The amendments came after Jordanian officials warned they would not tolerate any efforts to destabilize the country in the aftermath of the U.S. military strikes on Afghanistan. Government officials blamed the new law on weekly newspapers that practice “irresponsible journalism.” But government efforts to rein in dissent also appeared to reflect the depth of political uncertainty in Jordan, where the economy continued to stagnate and fears persisted of domestic spillover from Palestinian-Israeli violence next door.
Parliament is expected to review the amendments when it reconvenes in September 2002, though by year’s end the government had not prosecuted any journalists under the law. Nevertheless, its potential chilling effect was difficult to dispute.

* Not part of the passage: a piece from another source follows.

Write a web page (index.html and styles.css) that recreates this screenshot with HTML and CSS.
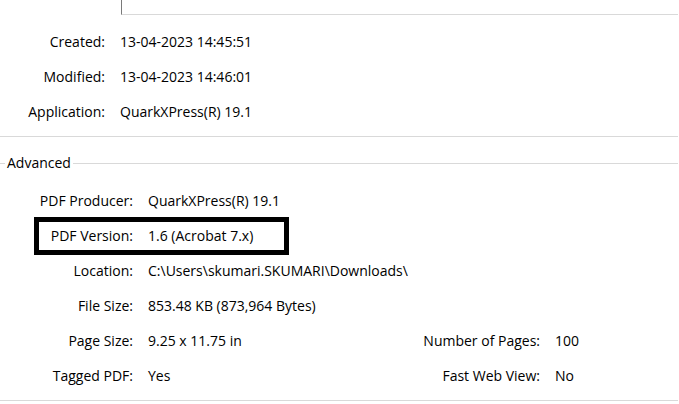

Jordanian officials also continued to employ a number of indirect methods to hinder journalists and foster self-censorship. The country’s formidable security forces admonished journalists behind the scenes. Sometimes, the mere presence of security agents was enough to stifle independent reporting. Reverting to a practice that seemed on the decline in 2000, security forces detained a number of journalists during the year, including a reporter for the Qatar-based Al-Jazeera satellite station, who was interrogated after filming clashes between Jordanian police and demonstrators.
In March, six Israeli journalists were prevented from covering the Arab Summit in Amman. Jordanian security authorities requested that they leave the country, citing threats to their safety. A senior Jordanian official, however, said later that the action was taken because the participants did “not wish to see Israelis.”

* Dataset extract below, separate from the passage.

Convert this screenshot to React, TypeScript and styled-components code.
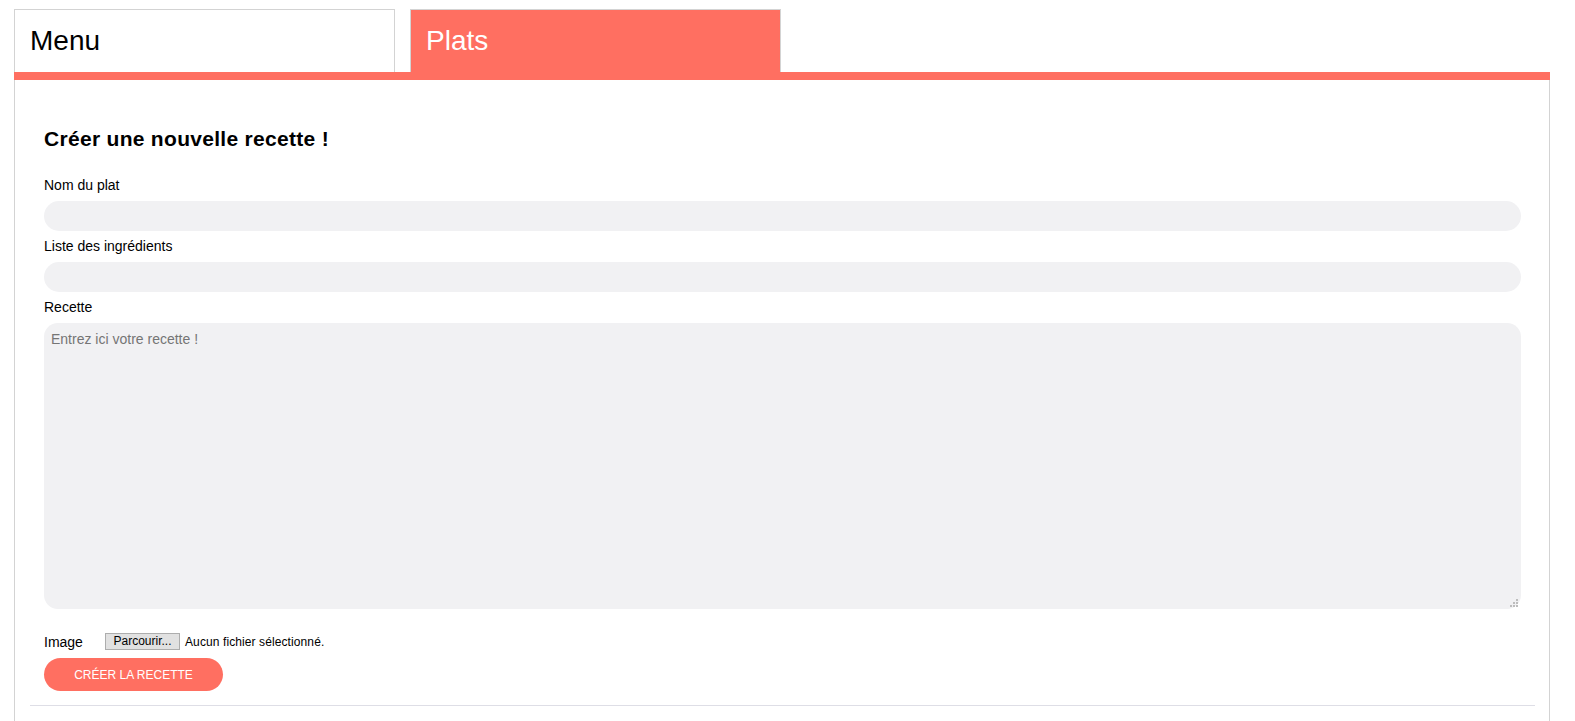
import React from "react";
import styled, { createGlobalStyle } from "styled-components";

const CORAL = "#ff6f61";
const BORDER = "#d3d3d3";
const FIELD_BG = "#f1f1f3";

const GlobalStyle = createGlobalStyle`
  html, body {
    margin: 0;
    padding: 0;
    background: #ffffff;
  }
  body {
    font-family: "Liberation Sans", Arial, sans-serif;
    color: #000000;
    overflow: hidden;
  }
  * { box-sizing: border-box; }
`;

const Page = styled.div`
  padding: 9px 25px 0 14px;
`;

const TabBar = styled.nav`
  display: flex;
  gap: 15px;
  height: 63px;
`;

const Tab = styled.div<{ $active?: boolean; $width: number }>`
  width: ${(p) => p.$width}px;
  height: 63px;
  display: flex;
  align-items: center;
  padding-left: 15px;
  border: 1px solid ${BORDER};
  border-bottom: none;
  background: ${(p) => (p.$active ? CORAL : "#ffffff")};
  color: ${(p) => (p.$active ? "#ffffff" : "#000000")};
  font-size: 28px;
  line-height: normal;
  cursor: pointer;
`;

const Bar = styled.div`
  height: 8px;
  background: ${CORAL};
`;

const Panel = styled.section`
  border-left: 1px solid ${BORDER};
  border-right: 1px solid ${BORDER};
  padding: 47px 28px 40px 29px;
`;

const Heading = styled.h2`
  margin: 0 0 26px;
  font-size: 21px;
  font-weight: bold;
  line-height: 24px;
  letter-spacing: 0.3px;
`;

const Label = styled.label`
  display: block;
  font-size: 14px;
  line-height: 16px;
  margin-bottom: 8px;
`;

const TextInput = styled.input`
  display: block;
  width: 100%;
  height: 30px;
  border: none;
  border-radius: 15px;
  background: ${FIELD_BG};
  padding: 0 12px;
  font-family: inherit;
  font-size: 14px;
  margin-bottom: 7px;
  outline: none;
`;

const AreaWrap = styled.div`
  position: relative;
  margin-bottom: 24px;
`;

const TextArea = styled.textarea`
  display: block;
  width: 100%;
  height: 286px;
  border: none;
  border-radius: 14px;
  background: ${FIELD_BG};
  padding: 8px 7px;
  font-family: "Liberation Sans", Arial, sans-serif;
  font-size: 14px;
  line-height: 16px;
  resize: none;
  outline: none;
  &::placeholder {
    color: #757575;
    opacity: 1;
  }
`;

const Grip = styled.svg`
  position: absolute;
  right: 3px;
  bottom: 2px;
  pointer-events: none;
`;

const FileRow = styled.div`
  display: flex;
  align-items: center;
  height: 17px;
  margin-bottom: 8px;
`;

const FileLabel = styled.span`
  width: 61px;
  font-size: 14px;
`;

const BrowseButton = styled.button`
  width: 75px;
  height: 17px;
  padding: 0;
  border: 1px solid #adadad;
  background: #e1e1e1;
  font-family: "Liberation Sans", Arial, sans-serif;
  font-size: 12px;
  line-height: 15px;
  color: #000000;
  cursor: pointer;
`;

const FileStatus = styled.span`
  margin-left: 5px;
  font-size: 12px;
  letter-spacing: 0.1px;
`;

const SubmitButton = styled.button`
  display: block;
  width: 179px;
  height: 33px;
  border: none;
  border-radius: 17px;
  background: ${CORAL};
  color: #ffffff;
  font-family: "Liberation Sans", Arial, sans-serif;
  font-size: 12px;
  text-transform: uppercase;
  cursor: pointer;
  margin-bottom: 14px;
`;

const Divider = styled.hr`
  margin: 0 -14px;
  border: none;
  height: 1px;
  background: #dedee6;
`;

const dots: Array<[number, number]> = [
  [6, 0],
  [3, 3],
  [6, 3],
  [0, 6],
  [3, 6],
  [6, 6],
];

export default function App() {
  return (
    <>
      <GlobalStyle />
      <Page>
        <TabBar>
          <Tab $width={381}>Menu</Tab>
          <Tab $width={371} $active>
            Plats
          </Tab>
        </TabBar>
        <Bar />
        <Panel>
          <Heading>Créer une nouvelle recette !</Heading>
          <form onSubmit={(e) => e.preventDefault()}>
            <Label htmlFor="nom">Nom du plat</Label>
            <TextInput id="nom" type="text" />
            <Label htmlFor="ingredients">Liste des ingrédients</Label>
            <TextInput id="ingredients" type="text" />
            <Label htmlFor="recette">Recette</Label>
            <AreaWrap>
              <TextArea id="recette" placeholder="Entrez ici votre recette !" />
              <Grip width="8" height="8" viewBox="0 0 8 8">
                {dots.map(([x, y]) => (
                  <rect key={`${x}-${y}`} x={x} y={y} width="2" height="2" fill="#bdbdbd" />
                ))}
              </Grip>
            </AreaWrap>
            <FileRow>
              <FileLabel>Image</FileLabel>
              <BrowseButton type="button">Parcourir...</BrowseButton>
              <FileStatus>Aucun fichier sélectionné.</FileStatus>
            </FileRow>
            <SubmitButton type="submit">Créer la recette</SubmitButton>
          </form>
          <Divider />
        </Panel>
      </Page>
    </>
  );
}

Some writers, including powerful and influential political figures, suffered severe professional consequences when they attempted to tackle politically sensitive issues. Former chief of the Royal Cabinet and former deputy prime minister Jawad Anani was asked to resign from his appointed Senate seat for criticizing the government in an article for the United Arab Emirates daily Al-Bayan.

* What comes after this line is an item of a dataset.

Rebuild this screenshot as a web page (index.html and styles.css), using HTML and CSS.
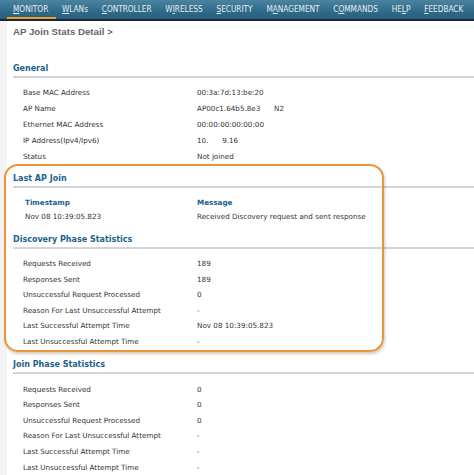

The government amended the Jordan Radio and Television Corporation Law in 2000, technically ending the state monopoly on broadcast media. However, the new guidelines have not been formalized, and no initiatives to establish private broadcast stations are planned.
In late October 2001, King Abdullah called for the abolition of the Ministry of Information, which for years has enforced a host of restrictions on the press. The government replaced the ministry with the Higher Media Council, an 11-member supervisory body responsible for recommending and overseeing media policy. The council is expected to include both government officials and private citizens, though all will be appointed by the king. However, because of the council’s ambiguous mandate, it is uncertain whether the media will fare better under it than they did under the Ministry of Information.
In 2001, the government sold its shares in the Jordan Press Foundation (JPF), publisher of the influential daily Al-Rai and the English-language weekly Jordan Times. But the foundation’s majority shareholder is now the Social Security Corporation (SSC), run by the Minister of Labor. The SSC also holds shares in the daily Al-Dustour and in the once feisty Al-Arab Al-Youm, whose chairman resigned in 2000 after selling his shares, apparently due to government pressure. Other pro-government private interests also held stakes in Al-Arab Al-Youm.
The generally pro-government Jordan Press Association (JPA), which sometimes pushes for journalists’ rights, also worked to restrict press freedoms in 2001. Under the Press and Publications Law and the JPA’s bylaws, all journalists must belong to the organization in order to practice their profession. The JPA pressured the Ministry of Information to take action against foreign and Jordanian correspondents who were not JPA members but continued to work as journalists–a long-tolerated practice. Although King Abdullah promised that he would work to eliminate such restrictions, the requirement remained.
In February, the High Court of Justice upheld the JPA’s lifetime ban on editor Nidal Mansour. In September 2000, the JPA expelled Mansour, who at the time was the group’s secretary-general and editor of the weekly Al-Hadath, for launching a press freedom organization called the Center for Defending the Freedom of Journalists (CDFJ). The JPA claimed that Mansour violated the organization’s bylaws by accepting foreign funding for the CDFJ and by not working full-time as a journalist. Mansour was eventually forced to step down as the editor of Al-Hadath.
Daniel Sobleman, Haaretz
Smadar Perri, Yedioth Ahronoth
Shaul Golan, Yedioth Ahronoth
Bassam Jaber, Panorama
Suleiman al-Shafie, Channel 2
Munif Zahlaqa, Channel 2
Jordanian security officials barred six Israeli journalists from covering the Arab Summit, in Amman, Jordan. Officials asked the journalists to leave the country because they claimed Jordan could not guarantee their safety in the face of alleged threats.
Sobleman, a reporter with the Israeli daily Haaretz, described the move as a polite and diplomatic expulsion.
Jordanian authorities maintain that their actions were not politically motivated, but Agence France-Presse quoted a senior Jordanian official as saying, “This is an Arab Summit and most [participants] do not wish to see Israelis.” He added that Jordan’s priority was to ensure the comfort of its guests.
Tareq Ayyoub, Al-Jazeera
Ayyoub, an Amman-based reporter for the Qatar-based satellite channel Al-Jazeera, was detained by Jordanian police in the capital, Amman, and transferred to intelligence headquarters, where he was interrogated for two and a half hours.
Jordanian authorities were apparently angered by Al-Jazeera’s coverage of rallies and demonstrations that day in Amman, commemorating the upcoming 53rd anniversary of the Palestinian Nakba, or “catastrophe” (the term which Arabs use to refer to the creation of the State of Israel in 1948).
Protesters clashed with police, who dispersed them violently. Ayyoub was released the following day.